The search for tangible solutions distances the philosopher from speculative discourse on action. Instead, he establishes discourse on action in its implementation: “I must once again raise the huge problem of the shift to action, and the modalities of implementation, in the real world, of the values in which one believes” (Reference Hountondji2002, 262). This obsession with action, although rooted in the real world, also unfolds through utopia. Hountondji insists on the need to transcend contingency so as to imagine a world in which a surplus of inventiveness alone will lead to social justice: “I defended the right to utopia, ‘the courage to dream… to imagine a possible world beyond the platitudes of the present, to have the horizon cleared wide open’” (Reference Hountondji2002, 117). Conceiving an ideal society to be constructed makes visible the possibilities that daily life covers with a mourning veil. By revealing what might come to pass, if we gave ourselves the means, a utopian Hountondji says no to defeatism: the becoming of humans in Africa is not finite but infinite. The death of imagination is a form of oppression. Utopia also calls upon our ability to act. Still, action always begins with questioning:
How can civil society be strengthened? How can democracy be anchored in everyday life? … How can the state be reformed? … What can be done so that the ordinary man and woman can truly enjoy the liberties that … are recognized as theirs by the current constitutions, and how can they exercise their right to initiative and control? … What can be done to enable the small-scale peasant producer … to live decently off the fruits of his or her work … and to calmly face the future not feeling crushed … by the problems of survival and the anguish of an uncertain future? … What should be done so that our universities cease to be … huge factories to churn out unemployed youth? (Reference Hountondji2002, 265–66)

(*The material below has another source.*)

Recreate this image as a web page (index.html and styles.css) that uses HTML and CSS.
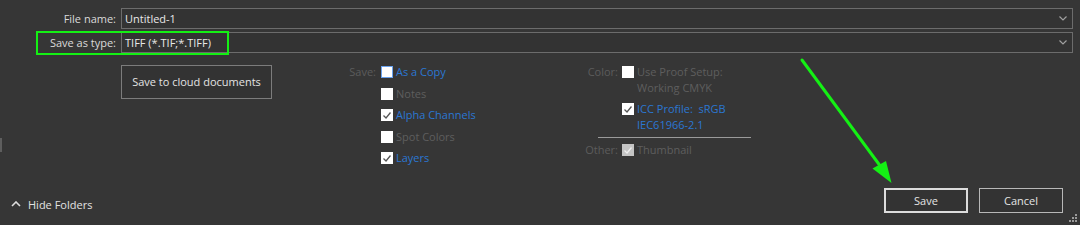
FILE: index.html
```html
<!DOCTYPE html>
<html>
<head>
<meta charset="utf-8">
<link rel="stylesheet" href="styles.css">
</head>
<body>
<div class="dialog">
  <div class="field-row">
    <div class="field-label">File name:</div>
    <div class="field-input">
      <span>Untitled-1</span>
      <svg class="chev" width="8" height="5" viewBox="0 0 8 5"><polyline points="0.5,0.5 4,4 7.5,0.5" fill="none" stroke="#a0a0a0" stroke-width="1.2"/></svg>
    </div>
  </div>
  <div class="field-row">
    <div class="field-label">Save as type:</div>
    <div class="field-input">
      <span>TIFF (*.TIF;*.TIFF)</span>
      <svg class="chev" width="8" height="5" viewBox="0 0 8 5"><polyline points="0.5,0.5 4,4 7.5,0.5" fill="none" stroke="#a0a0a0" stroke-width="1.2"/></svg>
    </div>
  </div>

  <div class="options">
    <div class="cloud-col">
      <div class="btn cloud">Save to cloud documents</div>
    </div>

    <div class="group save-group">
      <div class="group-label">Save:</div>
      <div class="items">
        <div class="item"><span class="cb focus"></span><span class="txt blue">As a Copy</span></div>
        <div class="item"><span class="cb"></span><span class="txt dim">Notes</span></div>
        <div class="item"><span class="cb"><svg viewBox="0 0 12 12"><polyline points="2.5,6.5 5,9 9.5,3.5" fill="none" stroke="#555" stroke-width="1.3"/></svg></span><span class="txt blue">Alpha Channels</span></div>
        <div class="item"><span class="cb"></span><span class="txt dim">Spot Colors</span></div>
        <div class="item"><span class="cb"><svg viewBox="0 0 12 12"><polyline points="2.5,6.5 5,9 9.5,3.5" fill="none" stroke="#555" stroke-width="1.3"/></svg></span><span class="txt blue">Layers</span></div>
      </div>
    </div>

    <div class="group color-group">
      <div class="crow">
        <div class="group-label">Color:</div>
        <div class="item multi"><span class="cb"></span><span class="txt dim">Use Proof Setup:<br>Working CMYK</span></div>
      </div>
      <div class="crow icc">
        <div class="group-label"></div>
        <div class="item multi"><span class="cb"><svg viewBox="0 0 12 12"><polyline points="2.5,6.5 5,9 9.5,3.5" fill="none" stroke="#555" stroke-width="1.3"/></svg></span><span class="txt blue">ICC Profile:&nbsp; sRGB<br>IEC61966-2.1</span></div>
      </div>
      <div class="divider"></div>
      <div class="crow other">
        <div class="group-label">Other:</div>
        <div class="item"><span class="cb disabled"><svg viewBox="0 0 12 12"><polyline points="2.5,6.5 5,9 9.5,3.5" fill="none" stroke="#eeeeee" stroke-width="1.3"/></svg></span><span class="txt dim">Thumbnail</span></div>
      </div>
    </div>
  </div>

  <div class="footer">
    <div class="hide-folders">
      <svg width="10" height="6" viewBox="0 0 10 6"><polyline points="1,5 5,1 9,5" fill="none" stroke="#dddddd" stroke-width="1.6"/></svg>
      <span>Hide Folders</span>
    </div>
    <div class="buttons">
      <div class="btn action primary">Save</div>
      <div class="btn action">Cancel</div>
    </div>
  </div>
</div>

<div class="splitter"></div>
<svg class="grip" width="10" height="10" viewBox="0 0 10 10">
  <rect x="7" y="1" width="2" height="2" fill="#9a9a9a"/>
  <rect x="4" y="4" width="2" height="2" fill="#9a9a9a"/>
  <rect x="7" y="4" width="2" height="2" fill="#9a9a9a"/>
  <rect x="1" y="7" width="2" height="2" fill="#9a9a9a"/>
  <rect x="4" y="7" width="2" height="2" fill="#9a9a9a"/>
  <rect x="7" y="7" width="2" height="2" fill="#9a9a9a"/>
</svg>

<div class="highlight-box"></div>
<svg class="arrow" width="1080" height="225" viewBox="0 0 1080 225">
  <line x1="802" y1="60" x2="881" y2="167" stroke="#14f014" stroke-width="3" stroke-linecap="round"/>
  <polygon points="891.5,183 872.5,168.5 886,161" fill="#14f014"/>
</svg>
</body>
</html>
```

FILE: styles.css
```css
html, body {
  margin: 0;
  padding: 0;
}
body {
  width: 1080px;
  height: 225px;
  overflow: hidden;
  background: #363636;
  font-family: "Open Sans", "Noto Sans", sans-serif;
  font-size: 11px;
  color: #dcdcdc;
  position: relative;
}
.dialog {
  height: 225px;
  display: flex;
  flex-direction: column;
  padding-top: 8px;
  box-sizing: border-box;
}
.field-row {
  display: flex;
  align-items: center;
  height: 21px;
  margin-bottom: 3px;
}
.field-label {
  width: 116px;
  padding-right: 5px;
  text-align: right;
  color: #dadada;
  flex: none;
}
.field-input {
  flex: 1;
  margin-right: 7px;
  height: 21px;
  box-sizing: border-box;
  border: 1px solid #6c6c6c;
  background: #333333;
  display: flex;
  align-items: center;
  justify-content: space-between;
  padding: 0 5px 0 3px;
  color: #e8e8e8;
}
.chev {
  display: block;
}
.options {
  display: flex;
  margin-top: 8px;
  line-height: 16px;
}
.cloud-col {
  padding-left: 121px;
  padding-top: 1px;
}
.btn {
  box-sizing: border-box;
  display: flex;
  align-items: center;
  justify-content: center;
  color: #e4e4e4;
  background: #333333;
}
.cloud {
  width: 151px;
  height: 34px;
  border: 1px solid #7c7c7c;
}
.group-label {
  width: 34px;
  text-align: right;
  color: #5c5c5c;
  padding-right: 4px;
  flex: none;
}
.save-group {
  display: flex;
  margin-left: 68px;
  width: 244px;
}
.save-group .group-label {
  width: 36px;
  padding-right: 5px;
}
.items {
  display: flex;
  flex-direction: column;
  gap: 5.5px;
}
.item {
  display: flex;
  align-items: flex-start;
  height: 16px;
}
.item.multi {
  height: auto;
}
.cb {
  width: 12px;
  height: 12px;
  box-sizing: border-box;
  background: #ffffff;
  margin-top: 2px;
  margin-right: 3px;
  flex: none;
  display: block;
}
.cb svg {
  display: block;
  width: 12px;
  height: 12px;
}
.cb.focus {
  border: 1px solid #6aa2ee;
}
.cb.disabled {
  background: #c4c4c4;
}
.txt.blue {
  color: #2b76d3;
}
.txt.dim {
  color: #5e5e5e;
}
.color-group {
  display: flex;
  flex-direction: column;
}
.crow {
  display: flex;
}
.crow.icc {
  margin-top: 5px;
}
.divider {
  margin-top: 4px;
  margin-left: 14px;
  width: 153px;
  height: 1px;
  background: #9a9a9a;
}
.crow.other {
  margin-top: 4px;
}
.footer {
  margin-top: auto;
  display: flex;
  justify-content: space-between;
  align-items: center;
  height: 25px;
  margin-bottom: 12px;
}
.hide-folders {
  display: flex;
  align-items: center;
  gap: 7px;
  padding-left: 11px;
  padding-top: 7px;
  color: #e2e2e2;
}
.hide-folders svg {
  display: block;
}
.buttons {
  display: flex;
  gap: 11px;
  margin-right: 17px;
}
.action {
  width: 84px;
  height: 25px;
  border: 1px solid #b8b8b8;
}
.action.primary {
  border: 2px solid #dcdcdc;
}
.splitter {
  position: absolute;
  left: 0;
  top: 138px;
  width: 2px;
  height: 14px;
  background: #5e5e5e;
}
.grip {
  position: absolute;
  right: 2px;
  bottom: 2px;
}
.highlight-box {
  position: absolute;
  left: 36px;
  top: 31px;
  width: 193px;
  height: 24px;
  box-sizing: border-box;
  border: 2px solid #14f014;
}
.arrow {
  position: absolute;
  left: 0;
  top: 0;
  pointer-events: none;
}
```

In the postface of The Struggle for Meaning, Hountondji hurriedly accumulates difficult questions, thereby formulating once more the inevitable problem of “the transition from research to action” (Reference Hountondji2002, 161). His insatiable desire to contribute concrete solutions to problems—ones marked by their complexity and a multiplicity of factors—generates an epistemic dread, a vertigo of thought in search of praxis: “How can …?” “What can be done?” “What should be done?” His questions belong to a teleology and ethics of political action. These interrogative expressions insist on the need to identify modalities of doing that will lead to profound social transformations. On a continent where suffering is made banal, violence normal, and disappointment ordinary, Hountondji continues to believe in a promising future. He gives way neither to cynical pessimism nor blissful optimism cut off from reality. Hountondji takes strength from the love he feels for the land of his ancestors. This transcendental and positive force that humans carry within saves him from despair and fatalism: “In the particular environment of a poor country – of a country that is said to be poor and that has ended up believing itself poor – the stakes of power are so complex, the motives of people so disturbing, that one needs love to continue to believe in the future” (Reference Hountondji2002, 161).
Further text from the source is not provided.